Schools will normally ask for a donation of around £10 to £15 a month depending on the device. Most programmes like this where donations are given by parents also qualify for Gift Aid which is worth 25% of all donations made by parents who are UK taxpayers and have signed the Gift Aid declaration. The Gift Aid provides a valuable top up to the programme and helps the school support those families less able to pay the requested donation amount.

What happens if a parent can’t afford to donate?

What happens if a parent can’t afford to donate?

No child should be excluded from a programme because of their family's financial circumstances and we encourage parents and schools to talk and find a donation level that is achievable. There are often some funds set aside to help subsidise the scheme for those in challenging circumstances and Pupil Premium support is also able to be applied. Schools understand, for those families with several children, that they may also not be able to donate the full suggested amount for each child. Schools will only ever ask parents to help however they can and there is never any compulsion to take part.

Why should some parents donate if others don’t?

Why should some parents donate if others don’t?

A programme is generally only viable if parents want it, and are prepared to contribute to make it happen. While families in difficult circumstances will normally be accommodated, unless there is widespread support for the programme then the school will not be able to run the programme.

Donating to a programme is not simply buying a device for your own child but helping every child in every class in every year group - and for those who will join the school in the future.

What if a parent doesn’t want to take part?

What if a parent doesn’t want to take part?

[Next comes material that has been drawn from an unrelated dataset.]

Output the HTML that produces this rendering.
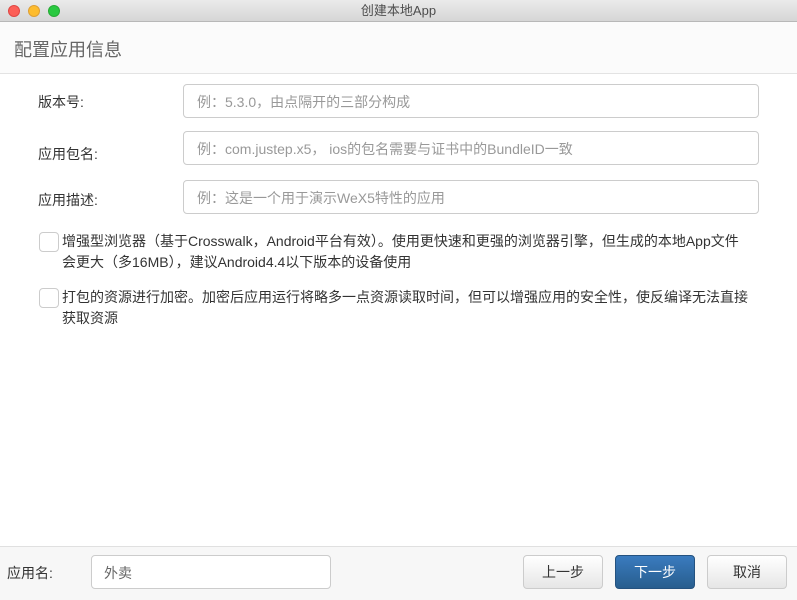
<!DOCTYPE html>
<html><head><meta charset="utf-8"><style>
*{margin:0;padding:0;box-sizing:border-box}
body{width:797px;height:600px;overflow:hidden;background:#fff;font-family:"Liberation Sans","Noto Sans CJK SC",sans-serif;position:relative;color:#333}
.tb{position:absolute;left:0;top:0;width:797px;height:22px;background:linear-gradient(#ebebeb,#d6d6d6);border-bottom:1px solid #b8b8b8;text-align:center;font-size:13px;line-height:22px;color:#4d4d4d}
.dot{position:absolute;top:5px;width:12px;height:12px;border-radius:50%}
.hd{position:absolute;top:22px;left:0;width:797px;height:52px;background:#fbfbfb;border-bottom:1px solid #e3e3e3;font-size:18px;color:#666;padding:14px 0 0 14px}
.lab{position:absolute;left:38px;font-size:14px;color:#333}
.in{position:absolute;left:183px;width:576px;height:34px;border:1px solid #ccc;border-radius:4px;font-size:14px;color:#999;padding:7px 0 0 13px;background:#fff}
.cb{position:absolute;left:39px;width:20px;height:20px;border:1px solid #ccc;border-radius:4px;background:#fff}
.ct{position:absolute;left:62px;width:710px;font-size:14px;line-height:21px;color:#333}
.ft{position:absolute;left:0;top:546px;width:797px;height:54px;background:#f7f7f7;border-top:1px solid #e0e0e0}
.btn{position:absolute;top:555px;width:80px;height:34px;border:1px solid #ccc;border-radius:4px;background:linear-gradient(#fff,#e6e6e6);font-size:14px;text-align:center;line-height:32px;color:#333}
</style></head><body>
<div class="tb">创建本地App</div>
<div class="dot" style="left:8px;background:#fc5f57;border:1px solid #df4744"></div>
<div class="dot" style="left:28px;background:#fdbc2e;border:1px solid #de9f34"></div>
<div class="dot" style="left:48px;background:#29c940;border:1px solid #27aa35"></div>
<div class="hd">配置应用信息</div>
<div class="lab" style="top:92px">版本号:</div>
<div class="in" style="top:84px">例：5.3.0，由点隔开的三部分构成</div>
<div class="lab" style="top:144px">应用包名:</div>
<div class="in" style="top:131px">例：com.justep.x5， ios的包名需要与证书中的BundleID一致</div>
<div class="lab" style="top:190px">应用描述:</div>
<div class="in" style="top:180px">例：这是一个用于演示WeX5特性的应用</div>
<div class="cb" style="top:232px"></div>
<div class="ct" style="top:231px">增强型浏览器（基于Crosswalk，Android平台有效）。使用更快速和更强的浏览器引擎，但生成的本地App文件<br>会更大（多16MB），建议Android4.4以下版本的设备使用</div>
<div class="cb" style="top:288px"></div>
<div class="ct" style="top:287px">打包的资源进行加密。加密后应用运行将略多一点资源读取时间，但可以增强应用的安全性，使反编译无法直接<br>获取资源</div>
<div class="ft"></div>
<div style="position:absolute;left:7px;top:563px;font-size:14px;color:#333">应用名:</div>
<div style="position:absolute;left:91px;top:555px;width:240px;height:34px;border:1px solid #ccc;border-radius:4px;background:#fff;font-size:14px;color:#666;padding:7px 0 0 12px">外卖</div>
<div class="btn" style="left:523px">上一步</div>
<div class="btn" style="left:615px;background:linear-gradient(#3a7bbf,#285e8e);border-color:#24527f;color:#fff">下一步</div>
<div class="btn" style="left:707px">取消</div>
</body></html>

While encouraging all families to take part, a school will understand that making a contribution will be beyond the means of some parents, and it is also their right to choose not to be involved. A parent may choose to opt out for a number of reasons. It may be in conflict with their beliefs or they may just believe that it is wrong to use technology in education. Where a parent has chosen to consciously opt out the school will of course respect this and their child will not be provided with their own device to take home and may need to share in the classroom with other students.

Why do donations go to the Learning Foundation?

Why do donations go to the Learning Foundation?

The Learning Foundation is a registered education charity that collects monthly parental donations on behalf of schools and helps to save on the school's administration time and costs. By collecting donations every month the Foundation is able to collect and add Gift Aid where applicable, and then grant the money back to the school to pay the bills.

Can't you buy it cheaper on the High Street?

Can't you buy it cheaper on the High Street?

It may well be possible to buy the device on its own for less than the total of the donations requested by the school. It is important to remember however that the donation covers the programme, rather more than just the device. A school e-learning programme will normally provide a device that is covered in case of loss or damage or if repairs are needed. It will come with a case and often with a package of initial Apps and security etc. Schools will also normally provide technical support whilst at school and students will have access to learning resources on their school’s learning environment.

What if a parent already owns the same device?

What if a parent already owns the same device?

Sometimes a pupil may already has access to exactly the same device that the school is planning to use. In these cases it may well be possible to agree something with the school to use this device instead of contributing to another. However there may well be security and insurance issues and the device may not be able to be supported by the school. There are other reasons why it is not an ideal solution, for example there may not be sufficient memory available, the device may not be used exclusively by the pupil at home and so access to it may be limited. Schools will understandably need to discuss all of these situations before agreeing to allow the use of the device within the programme.

What happens when the programme finishes?

What happens when the programme finishes?

At the end of the programme it is likely that parents will have the opportunity to make a separate payment to buy the device outright. This needs to be based on the market value at the time and is often in the region of £30 or £40 depending on the device. Otherwise the device is simply returned to the school.

Many schools now also ask for a voluntary security deposit at the beginning of the programme to cover any exceptional damage etc. If the deposit hasn't been used (as is generally the case) it is often used to cover the end of programme purchase price of the device. Otherwise it will be refunded.